### Short task
Provide the number of lines containing the word "styles", and nothing else.

(Records with interface code)
◆ ◆ ◆
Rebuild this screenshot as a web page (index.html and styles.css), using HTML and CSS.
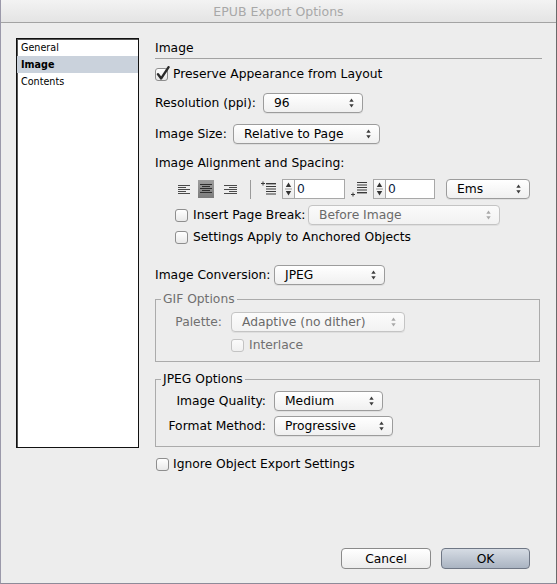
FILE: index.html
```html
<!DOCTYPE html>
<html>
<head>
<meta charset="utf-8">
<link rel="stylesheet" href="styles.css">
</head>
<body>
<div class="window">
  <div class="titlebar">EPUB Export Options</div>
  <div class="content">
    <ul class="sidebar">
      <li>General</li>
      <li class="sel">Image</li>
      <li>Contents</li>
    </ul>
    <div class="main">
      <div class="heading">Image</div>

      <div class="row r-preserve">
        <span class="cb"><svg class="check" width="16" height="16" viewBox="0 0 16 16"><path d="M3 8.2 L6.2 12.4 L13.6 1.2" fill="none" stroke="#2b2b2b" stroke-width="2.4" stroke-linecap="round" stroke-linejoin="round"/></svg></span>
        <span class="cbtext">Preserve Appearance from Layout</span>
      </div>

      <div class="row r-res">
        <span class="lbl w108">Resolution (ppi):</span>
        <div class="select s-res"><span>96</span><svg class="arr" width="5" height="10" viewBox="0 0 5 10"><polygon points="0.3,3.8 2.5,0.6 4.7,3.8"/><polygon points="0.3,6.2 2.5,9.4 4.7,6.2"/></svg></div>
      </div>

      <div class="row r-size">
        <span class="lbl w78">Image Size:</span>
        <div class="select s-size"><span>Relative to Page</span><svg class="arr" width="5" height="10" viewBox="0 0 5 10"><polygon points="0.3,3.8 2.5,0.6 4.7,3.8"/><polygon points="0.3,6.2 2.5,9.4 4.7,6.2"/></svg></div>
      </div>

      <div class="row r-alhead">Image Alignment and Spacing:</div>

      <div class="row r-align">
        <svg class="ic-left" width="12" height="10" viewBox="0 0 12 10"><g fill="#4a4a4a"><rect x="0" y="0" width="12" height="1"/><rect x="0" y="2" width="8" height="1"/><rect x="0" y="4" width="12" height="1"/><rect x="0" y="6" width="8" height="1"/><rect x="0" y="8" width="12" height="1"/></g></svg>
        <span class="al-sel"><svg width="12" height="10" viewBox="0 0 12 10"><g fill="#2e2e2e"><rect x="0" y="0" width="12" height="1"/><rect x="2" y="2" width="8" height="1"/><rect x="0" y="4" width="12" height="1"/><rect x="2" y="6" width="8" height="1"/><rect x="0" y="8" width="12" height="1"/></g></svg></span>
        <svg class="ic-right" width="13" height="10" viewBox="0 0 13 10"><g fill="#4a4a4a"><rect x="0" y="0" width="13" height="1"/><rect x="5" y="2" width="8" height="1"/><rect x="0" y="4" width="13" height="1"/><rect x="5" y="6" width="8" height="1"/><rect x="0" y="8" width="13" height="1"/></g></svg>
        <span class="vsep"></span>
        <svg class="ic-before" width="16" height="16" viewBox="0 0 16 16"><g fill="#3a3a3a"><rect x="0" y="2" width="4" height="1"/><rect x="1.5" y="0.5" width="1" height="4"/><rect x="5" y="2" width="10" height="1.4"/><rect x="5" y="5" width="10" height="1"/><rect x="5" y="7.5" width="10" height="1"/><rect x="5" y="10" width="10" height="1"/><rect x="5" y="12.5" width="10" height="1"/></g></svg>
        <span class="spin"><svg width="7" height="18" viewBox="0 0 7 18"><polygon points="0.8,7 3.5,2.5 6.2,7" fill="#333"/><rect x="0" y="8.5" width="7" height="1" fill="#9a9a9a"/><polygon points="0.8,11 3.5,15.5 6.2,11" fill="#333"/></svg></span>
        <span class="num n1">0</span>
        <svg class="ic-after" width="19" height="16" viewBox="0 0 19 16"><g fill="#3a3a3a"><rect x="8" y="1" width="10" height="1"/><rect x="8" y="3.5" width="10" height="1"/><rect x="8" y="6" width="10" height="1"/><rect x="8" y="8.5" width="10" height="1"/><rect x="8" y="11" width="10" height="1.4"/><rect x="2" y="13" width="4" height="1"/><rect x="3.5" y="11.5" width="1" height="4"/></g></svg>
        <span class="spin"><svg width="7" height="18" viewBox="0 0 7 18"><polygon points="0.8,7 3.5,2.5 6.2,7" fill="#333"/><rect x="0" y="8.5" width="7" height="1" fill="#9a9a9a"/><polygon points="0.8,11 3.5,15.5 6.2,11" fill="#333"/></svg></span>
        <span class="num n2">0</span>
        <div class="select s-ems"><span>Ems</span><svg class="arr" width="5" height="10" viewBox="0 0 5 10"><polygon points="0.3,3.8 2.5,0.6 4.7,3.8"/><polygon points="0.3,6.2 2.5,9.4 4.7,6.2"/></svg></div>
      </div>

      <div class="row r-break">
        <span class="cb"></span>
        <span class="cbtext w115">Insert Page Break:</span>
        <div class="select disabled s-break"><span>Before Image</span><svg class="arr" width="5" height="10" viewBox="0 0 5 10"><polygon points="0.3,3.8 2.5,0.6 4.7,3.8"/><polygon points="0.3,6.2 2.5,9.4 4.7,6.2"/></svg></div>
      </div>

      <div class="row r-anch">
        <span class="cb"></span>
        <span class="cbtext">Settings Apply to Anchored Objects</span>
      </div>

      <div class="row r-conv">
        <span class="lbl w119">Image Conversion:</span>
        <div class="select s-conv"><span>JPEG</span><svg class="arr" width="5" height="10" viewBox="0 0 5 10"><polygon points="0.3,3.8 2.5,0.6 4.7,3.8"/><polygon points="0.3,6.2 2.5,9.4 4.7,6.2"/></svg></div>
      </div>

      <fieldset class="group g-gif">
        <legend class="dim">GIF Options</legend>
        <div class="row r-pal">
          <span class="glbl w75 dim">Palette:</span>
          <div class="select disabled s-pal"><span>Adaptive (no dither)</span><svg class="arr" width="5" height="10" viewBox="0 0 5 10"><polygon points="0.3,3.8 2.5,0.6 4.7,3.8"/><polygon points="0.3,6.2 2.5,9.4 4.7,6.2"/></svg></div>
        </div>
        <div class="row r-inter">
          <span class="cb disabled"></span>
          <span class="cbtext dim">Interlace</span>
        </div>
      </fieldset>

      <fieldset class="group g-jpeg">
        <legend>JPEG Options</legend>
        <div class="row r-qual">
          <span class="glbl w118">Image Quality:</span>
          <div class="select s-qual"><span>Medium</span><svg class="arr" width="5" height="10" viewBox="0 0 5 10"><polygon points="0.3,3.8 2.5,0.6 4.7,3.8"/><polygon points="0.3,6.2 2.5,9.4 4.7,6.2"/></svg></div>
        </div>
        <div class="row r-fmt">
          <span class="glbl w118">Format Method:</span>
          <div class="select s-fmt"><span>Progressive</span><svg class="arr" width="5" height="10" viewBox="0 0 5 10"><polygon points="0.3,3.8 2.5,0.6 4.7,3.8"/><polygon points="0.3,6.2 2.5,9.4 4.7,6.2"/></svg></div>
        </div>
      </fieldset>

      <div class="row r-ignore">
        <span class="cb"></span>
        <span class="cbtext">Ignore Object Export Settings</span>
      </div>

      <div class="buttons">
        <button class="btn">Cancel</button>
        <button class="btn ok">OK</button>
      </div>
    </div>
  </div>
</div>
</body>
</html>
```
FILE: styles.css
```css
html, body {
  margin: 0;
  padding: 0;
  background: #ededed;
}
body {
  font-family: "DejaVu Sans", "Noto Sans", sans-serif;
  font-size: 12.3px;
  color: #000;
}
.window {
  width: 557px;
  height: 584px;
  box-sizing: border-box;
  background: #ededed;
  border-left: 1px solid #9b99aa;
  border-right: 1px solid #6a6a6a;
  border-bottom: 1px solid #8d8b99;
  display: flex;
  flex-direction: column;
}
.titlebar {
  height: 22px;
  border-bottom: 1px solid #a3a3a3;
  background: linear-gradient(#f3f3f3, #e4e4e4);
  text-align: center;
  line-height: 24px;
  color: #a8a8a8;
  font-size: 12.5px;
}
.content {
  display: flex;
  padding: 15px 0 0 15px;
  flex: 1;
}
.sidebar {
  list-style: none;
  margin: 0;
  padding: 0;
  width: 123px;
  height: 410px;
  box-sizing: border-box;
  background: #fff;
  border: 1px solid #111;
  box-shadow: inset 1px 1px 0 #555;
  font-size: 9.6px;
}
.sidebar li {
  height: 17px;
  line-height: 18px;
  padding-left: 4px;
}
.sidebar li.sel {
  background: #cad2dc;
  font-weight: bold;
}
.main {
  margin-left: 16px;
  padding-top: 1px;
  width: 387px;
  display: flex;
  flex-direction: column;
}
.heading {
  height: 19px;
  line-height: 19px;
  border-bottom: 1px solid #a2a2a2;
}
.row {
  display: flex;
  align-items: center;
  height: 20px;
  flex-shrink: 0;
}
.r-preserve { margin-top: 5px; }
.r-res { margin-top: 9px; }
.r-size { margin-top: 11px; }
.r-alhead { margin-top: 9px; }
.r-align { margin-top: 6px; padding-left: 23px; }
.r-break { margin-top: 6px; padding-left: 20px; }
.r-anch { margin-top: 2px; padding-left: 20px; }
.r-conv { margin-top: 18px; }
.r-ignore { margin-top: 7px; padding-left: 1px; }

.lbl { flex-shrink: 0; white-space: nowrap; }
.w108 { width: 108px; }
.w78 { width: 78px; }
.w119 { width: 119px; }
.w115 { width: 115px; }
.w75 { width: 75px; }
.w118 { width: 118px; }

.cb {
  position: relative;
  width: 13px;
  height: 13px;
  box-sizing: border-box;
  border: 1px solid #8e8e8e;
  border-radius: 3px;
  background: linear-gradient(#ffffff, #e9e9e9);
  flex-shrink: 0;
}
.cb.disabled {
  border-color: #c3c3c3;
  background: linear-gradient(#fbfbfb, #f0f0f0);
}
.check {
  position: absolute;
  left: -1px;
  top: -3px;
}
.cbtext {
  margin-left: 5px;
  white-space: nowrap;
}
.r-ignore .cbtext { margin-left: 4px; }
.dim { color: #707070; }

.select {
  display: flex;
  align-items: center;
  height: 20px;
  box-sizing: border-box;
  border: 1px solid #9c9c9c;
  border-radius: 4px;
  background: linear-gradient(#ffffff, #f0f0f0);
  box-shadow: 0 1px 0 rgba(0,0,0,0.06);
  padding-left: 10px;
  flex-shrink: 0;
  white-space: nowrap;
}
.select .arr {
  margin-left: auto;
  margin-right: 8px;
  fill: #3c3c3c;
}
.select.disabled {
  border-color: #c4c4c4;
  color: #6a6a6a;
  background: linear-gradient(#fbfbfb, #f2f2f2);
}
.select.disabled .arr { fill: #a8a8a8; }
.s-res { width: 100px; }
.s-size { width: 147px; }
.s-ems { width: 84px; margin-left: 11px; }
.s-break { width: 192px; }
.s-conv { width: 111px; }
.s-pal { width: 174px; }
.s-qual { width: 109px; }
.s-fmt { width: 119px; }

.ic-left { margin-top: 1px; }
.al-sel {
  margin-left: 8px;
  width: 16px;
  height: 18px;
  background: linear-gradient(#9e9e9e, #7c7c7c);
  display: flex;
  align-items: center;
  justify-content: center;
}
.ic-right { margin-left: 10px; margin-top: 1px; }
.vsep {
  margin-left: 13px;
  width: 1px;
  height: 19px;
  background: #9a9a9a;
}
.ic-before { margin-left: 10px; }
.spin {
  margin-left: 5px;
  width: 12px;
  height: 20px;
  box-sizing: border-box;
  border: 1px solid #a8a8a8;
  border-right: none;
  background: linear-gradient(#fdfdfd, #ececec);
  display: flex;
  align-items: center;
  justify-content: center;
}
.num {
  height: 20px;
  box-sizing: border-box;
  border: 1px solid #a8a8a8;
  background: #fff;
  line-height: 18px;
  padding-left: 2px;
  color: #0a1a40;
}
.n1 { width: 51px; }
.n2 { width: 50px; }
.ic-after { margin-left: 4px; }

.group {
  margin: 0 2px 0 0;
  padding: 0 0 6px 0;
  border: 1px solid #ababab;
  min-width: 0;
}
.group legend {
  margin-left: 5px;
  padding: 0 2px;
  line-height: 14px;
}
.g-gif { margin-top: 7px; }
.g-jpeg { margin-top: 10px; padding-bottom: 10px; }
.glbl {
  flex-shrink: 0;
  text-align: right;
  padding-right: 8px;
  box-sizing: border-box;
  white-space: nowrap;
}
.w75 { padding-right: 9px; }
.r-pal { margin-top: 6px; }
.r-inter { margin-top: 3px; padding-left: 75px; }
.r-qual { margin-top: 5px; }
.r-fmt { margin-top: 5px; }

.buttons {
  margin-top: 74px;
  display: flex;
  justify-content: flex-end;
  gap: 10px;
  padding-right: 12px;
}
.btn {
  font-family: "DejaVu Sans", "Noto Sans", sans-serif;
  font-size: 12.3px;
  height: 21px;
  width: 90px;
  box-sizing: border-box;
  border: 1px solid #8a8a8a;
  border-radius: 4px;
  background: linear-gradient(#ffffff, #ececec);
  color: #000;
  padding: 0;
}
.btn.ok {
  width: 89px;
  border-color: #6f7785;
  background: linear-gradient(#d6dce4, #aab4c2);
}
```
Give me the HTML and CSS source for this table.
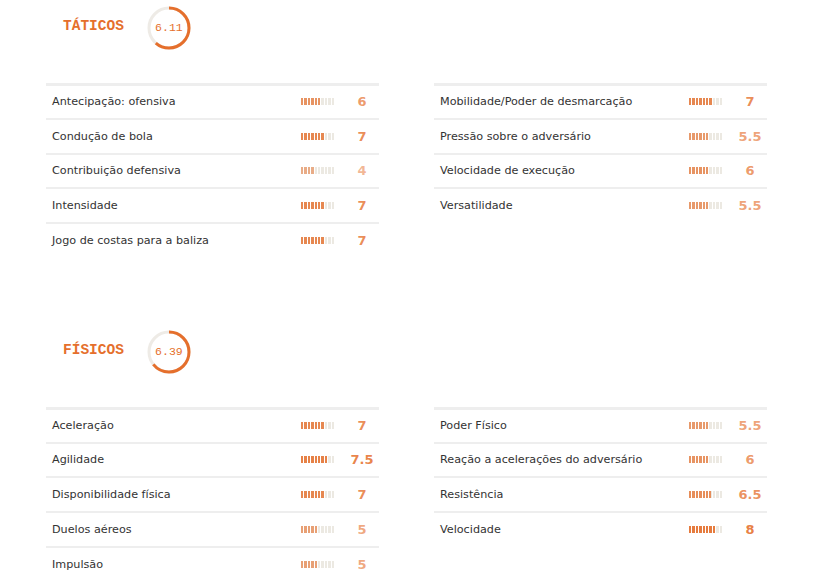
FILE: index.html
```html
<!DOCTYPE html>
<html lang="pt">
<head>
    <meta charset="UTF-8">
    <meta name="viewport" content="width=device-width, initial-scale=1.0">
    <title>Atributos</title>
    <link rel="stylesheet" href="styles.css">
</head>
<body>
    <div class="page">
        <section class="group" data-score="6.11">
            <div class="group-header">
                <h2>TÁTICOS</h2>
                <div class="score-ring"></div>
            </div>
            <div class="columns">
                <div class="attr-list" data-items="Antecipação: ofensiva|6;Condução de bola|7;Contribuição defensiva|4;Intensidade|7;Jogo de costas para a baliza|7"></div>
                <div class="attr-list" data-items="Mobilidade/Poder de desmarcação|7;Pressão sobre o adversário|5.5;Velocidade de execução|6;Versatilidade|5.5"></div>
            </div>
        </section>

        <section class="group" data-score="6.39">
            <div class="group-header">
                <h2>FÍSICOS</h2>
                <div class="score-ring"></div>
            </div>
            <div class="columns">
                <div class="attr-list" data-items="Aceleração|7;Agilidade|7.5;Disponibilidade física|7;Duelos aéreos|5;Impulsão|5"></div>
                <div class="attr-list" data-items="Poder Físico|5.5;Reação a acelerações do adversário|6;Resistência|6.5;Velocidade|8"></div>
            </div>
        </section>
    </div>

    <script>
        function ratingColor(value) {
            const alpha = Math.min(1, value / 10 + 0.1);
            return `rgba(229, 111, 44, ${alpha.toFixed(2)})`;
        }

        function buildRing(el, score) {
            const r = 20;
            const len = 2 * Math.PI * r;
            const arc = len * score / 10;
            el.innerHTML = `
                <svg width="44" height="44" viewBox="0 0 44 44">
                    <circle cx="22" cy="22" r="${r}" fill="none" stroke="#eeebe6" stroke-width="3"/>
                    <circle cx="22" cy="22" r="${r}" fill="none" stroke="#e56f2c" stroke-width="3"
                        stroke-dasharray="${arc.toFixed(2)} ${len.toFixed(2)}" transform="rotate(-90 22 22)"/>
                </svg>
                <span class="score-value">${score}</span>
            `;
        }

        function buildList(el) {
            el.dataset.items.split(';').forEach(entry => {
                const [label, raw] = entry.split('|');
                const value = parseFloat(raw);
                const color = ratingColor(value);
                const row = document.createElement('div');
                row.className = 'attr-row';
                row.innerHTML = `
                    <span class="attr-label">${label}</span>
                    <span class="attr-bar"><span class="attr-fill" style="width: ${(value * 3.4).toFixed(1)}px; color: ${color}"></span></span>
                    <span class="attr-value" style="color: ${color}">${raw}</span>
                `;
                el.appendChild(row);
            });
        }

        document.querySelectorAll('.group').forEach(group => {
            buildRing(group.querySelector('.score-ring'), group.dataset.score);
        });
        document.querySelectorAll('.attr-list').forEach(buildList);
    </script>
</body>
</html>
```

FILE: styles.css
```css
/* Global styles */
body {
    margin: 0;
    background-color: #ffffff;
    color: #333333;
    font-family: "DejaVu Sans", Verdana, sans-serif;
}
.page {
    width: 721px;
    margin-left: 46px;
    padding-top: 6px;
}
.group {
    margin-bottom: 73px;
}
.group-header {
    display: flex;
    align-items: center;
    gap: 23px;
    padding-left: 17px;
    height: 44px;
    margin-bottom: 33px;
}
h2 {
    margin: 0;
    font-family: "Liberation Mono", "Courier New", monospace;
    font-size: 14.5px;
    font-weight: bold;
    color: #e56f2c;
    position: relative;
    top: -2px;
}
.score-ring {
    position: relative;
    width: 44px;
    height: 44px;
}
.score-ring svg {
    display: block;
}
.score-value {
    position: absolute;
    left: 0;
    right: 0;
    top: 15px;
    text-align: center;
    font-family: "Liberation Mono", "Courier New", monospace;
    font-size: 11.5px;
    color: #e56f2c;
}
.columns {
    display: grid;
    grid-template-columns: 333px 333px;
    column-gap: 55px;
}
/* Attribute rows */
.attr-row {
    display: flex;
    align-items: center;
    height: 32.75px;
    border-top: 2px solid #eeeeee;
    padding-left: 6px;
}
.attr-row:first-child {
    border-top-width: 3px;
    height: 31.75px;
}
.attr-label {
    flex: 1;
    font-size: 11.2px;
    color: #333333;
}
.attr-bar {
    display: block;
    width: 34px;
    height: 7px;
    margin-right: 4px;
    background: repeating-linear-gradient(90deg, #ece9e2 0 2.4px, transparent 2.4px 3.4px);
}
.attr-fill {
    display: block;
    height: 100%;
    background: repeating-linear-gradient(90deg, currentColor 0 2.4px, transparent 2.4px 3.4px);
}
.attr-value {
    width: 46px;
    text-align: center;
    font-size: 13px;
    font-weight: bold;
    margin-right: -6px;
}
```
◆ ◆ ◆
### Answer for the task
6